Comment on McMillan and Durette, page 956
Patients with ITP who relapse after splenectomy or who do not benefit at all from a splenectomy are “bad actors”—they can be most challenging to treat.
Hematologists dealing with immune thrombocytopenic purpura (ITP) patients owe a great debt of gratitude to our Scripps colleague, Dr Robert McMillan. His professional career has been preoccupied with this illness. He wrote a seminal review article on ITP in the early 1980s.1 For me, it was a privilege to witness his involvement in the promulgation of the American Society of Hematology ITP guideline.2 During those meetings, Dr McMillan would focus on what we did not know about ITP, without having the benefitofa large number of randomized controlled trials. We were forced to come up with a rating system for how we would deal with ITP diagnostic and therapeutic challenges. After the ITP guideline, Dr McMillan assumed responsibility for organizing a group of hematologists interested in ITP. There have been several innovative spin-offs and collaborations from these interactions, which precede the annual ASH meeting.FIG1
Now, McMillan and Durette give us a treatise on the natural history of postsplenectomy refractory ITP. Admittedly, it is data derived from a prospective study of antiplatelet antibodies, but it is a rich, multiyear follow-up. For patients who fail to develop a remission after splenectomy, if watched long enough, the majority (75 of 105) eventually attain a stable complete or partial remission. It may take more than 4 years, but they get there. However, 17.6% of failures to splenectomy experience recurrent bleeding, hospitalizations, and death.
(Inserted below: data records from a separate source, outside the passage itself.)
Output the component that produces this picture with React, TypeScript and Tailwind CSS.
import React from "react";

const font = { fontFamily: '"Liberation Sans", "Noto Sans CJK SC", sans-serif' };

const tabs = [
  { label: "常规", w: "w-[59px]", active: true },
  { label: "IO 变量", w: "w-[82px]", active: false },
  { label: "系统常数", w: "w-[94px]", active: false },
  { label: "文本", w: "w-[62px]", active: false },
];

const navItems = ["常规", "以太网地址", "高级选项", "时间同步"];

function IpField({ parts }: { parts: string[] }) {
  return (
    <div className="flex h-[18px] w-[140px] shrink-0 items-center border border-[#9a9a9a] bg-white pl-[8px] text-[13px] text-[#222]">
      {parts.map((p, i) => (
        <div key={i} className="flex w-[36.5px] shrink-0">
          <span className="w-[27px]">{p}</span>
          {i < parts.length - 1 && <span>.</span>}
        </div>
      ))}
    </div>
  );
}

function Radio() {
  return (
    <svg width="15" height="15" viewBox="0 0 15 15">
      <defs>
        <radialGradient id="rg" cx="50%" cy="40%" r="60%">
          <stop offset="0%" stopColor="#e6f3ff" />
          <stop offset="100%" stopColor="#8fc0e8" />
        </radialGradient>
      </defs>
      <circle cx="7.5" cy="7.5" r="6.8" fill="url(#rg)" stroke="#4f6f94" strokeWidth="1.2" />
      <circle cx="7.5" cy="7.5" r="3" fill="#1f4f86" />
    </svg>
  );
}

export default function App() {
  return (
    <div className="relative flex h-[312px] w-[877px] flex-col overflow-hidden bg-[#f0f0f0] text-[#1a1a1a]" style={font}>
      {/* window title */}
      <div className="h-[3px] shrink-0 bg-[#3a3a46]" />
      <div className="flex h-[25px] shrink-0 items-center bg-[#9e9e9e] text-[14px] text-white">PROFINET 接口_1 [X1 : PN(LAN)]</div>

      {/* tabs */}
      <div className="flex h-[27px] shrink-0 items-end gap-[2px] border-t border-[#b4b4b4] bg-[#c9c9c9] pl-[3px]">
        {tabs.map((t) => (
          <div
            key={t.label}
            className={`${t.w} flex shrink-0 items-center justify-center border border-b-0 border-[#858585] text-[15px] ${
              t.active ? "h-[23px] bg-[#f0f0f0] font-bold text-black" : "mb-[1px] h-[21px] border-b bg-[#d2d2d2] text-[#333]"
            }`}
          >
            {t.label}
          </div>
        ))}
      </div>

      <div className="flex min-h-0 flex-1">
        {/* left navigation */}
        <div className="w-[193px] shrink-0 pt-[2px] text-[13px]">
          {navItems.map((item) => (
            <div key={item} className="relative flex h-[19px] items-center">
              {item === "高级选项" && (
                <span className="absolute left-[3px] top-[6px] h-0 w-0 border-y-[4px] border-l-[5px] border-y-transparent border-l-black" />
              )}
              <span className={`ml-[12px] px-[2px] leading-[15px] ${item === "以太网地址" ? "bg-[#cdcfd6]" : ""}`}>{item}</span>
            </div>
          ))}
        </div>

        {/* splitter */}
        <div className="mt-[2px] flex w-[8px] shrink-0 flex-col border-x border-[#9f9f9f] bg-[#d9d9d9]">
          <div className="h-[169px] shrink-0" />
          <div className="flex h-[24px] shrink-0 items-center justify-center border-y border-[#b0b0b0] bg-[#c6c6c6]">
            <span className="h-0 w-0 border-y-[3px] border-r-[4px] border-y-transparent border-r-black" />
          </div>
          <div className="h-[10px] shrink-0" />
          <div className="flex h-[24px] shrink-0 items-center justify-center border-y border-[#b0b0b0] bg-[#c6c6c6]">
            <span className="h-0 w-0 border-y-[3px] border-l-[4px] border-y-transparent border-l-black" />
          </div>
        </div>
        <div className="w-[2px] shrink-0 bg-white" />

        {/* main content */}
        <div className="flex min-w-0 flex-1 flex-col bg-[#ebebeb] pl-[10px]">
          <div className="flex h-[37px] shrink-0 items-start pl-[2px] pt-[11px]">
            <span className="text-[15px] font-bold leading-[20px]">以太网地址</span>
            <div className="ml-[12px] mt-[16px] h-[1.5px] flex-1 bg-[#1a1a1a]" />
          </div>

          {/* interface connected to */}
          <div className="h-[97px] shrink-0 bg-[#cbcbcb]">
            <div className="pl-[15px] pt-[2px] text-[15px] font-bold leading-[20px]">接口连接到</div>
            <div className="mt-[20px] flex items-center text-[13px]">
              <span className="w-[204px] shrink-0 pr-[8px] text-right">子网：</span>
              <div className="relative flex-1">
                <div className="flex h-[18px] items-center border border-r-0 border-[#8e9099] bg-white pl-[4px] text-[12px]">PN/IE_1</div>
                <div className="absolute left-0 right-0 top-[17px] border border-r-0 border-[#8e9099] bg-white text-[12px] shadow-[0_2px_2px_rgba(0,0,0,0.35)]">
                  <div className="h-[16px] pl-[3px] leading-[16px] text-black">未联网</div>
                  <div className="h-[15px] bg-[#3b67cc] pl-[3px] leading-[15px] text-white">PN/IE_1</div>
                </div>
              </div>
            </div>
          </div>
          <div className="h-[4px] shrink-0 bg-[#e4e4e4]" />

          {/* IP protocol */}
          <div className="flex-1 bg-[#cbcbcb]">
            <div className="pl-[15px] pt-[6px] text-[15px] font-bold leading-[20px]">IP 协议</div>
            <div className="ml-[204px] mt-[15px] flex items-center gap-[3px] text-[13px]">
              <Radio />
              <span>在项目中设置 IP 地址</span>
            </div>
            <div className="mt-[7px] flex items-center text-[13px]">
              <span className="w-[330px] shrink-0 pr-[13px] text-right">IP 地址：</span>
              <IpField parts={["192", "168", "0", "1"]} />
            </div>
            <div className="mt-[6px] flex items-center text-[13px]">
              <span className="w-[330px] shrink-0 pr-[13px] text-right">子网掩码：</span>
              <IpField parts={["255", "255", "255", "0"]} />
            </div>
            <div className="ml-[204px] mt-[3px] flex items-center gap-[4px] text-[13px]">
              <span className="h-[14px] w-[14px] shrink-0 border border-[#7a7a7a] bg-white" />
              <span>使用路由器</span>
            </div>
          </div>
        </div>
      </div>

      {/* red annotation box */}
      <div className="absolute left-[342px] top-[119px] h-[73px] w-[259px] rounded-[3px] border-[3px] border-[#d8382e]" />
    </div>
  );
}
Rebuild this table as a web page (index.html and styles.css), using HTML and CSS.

Dr McMillan arbitrarily separates his patients into 4 groups, based on intensity of treatment. Research in ITP would benefit from a standardized staging system, as in oncology, with the TNM classifications (tumor size, node status, and metastases). Comparing this Scripps series with other population-based studies3 is difficult because of the tertiary center referral bias as well as the fact that there are differences between groups of ITP patients. This arbitrary grouping of McMillan's might be a start toward staging. However, as stated, groups of ITP patients are heterogeneous. Two patients with 5 × 109/L platelets can have dramatically different clinical behaviors. One might be developing deep venous thromboses and the other, intracranial hemorrhage. We are so fixed on the platelet count that we may be missing other, more important biologic markers of risk for bleeding. We have to be able to determine which of our splenectomy failures is destined to have an unfavorable outcome. We need to develop better techniques to predict bleeding risk, so as to avoid overtreatment (with its attendant toxicities) for those severely thrombocytopenic patients who are not bleeding. Newer agents may hold promise for those 17.6% of splenectomy failures in the McMillan series.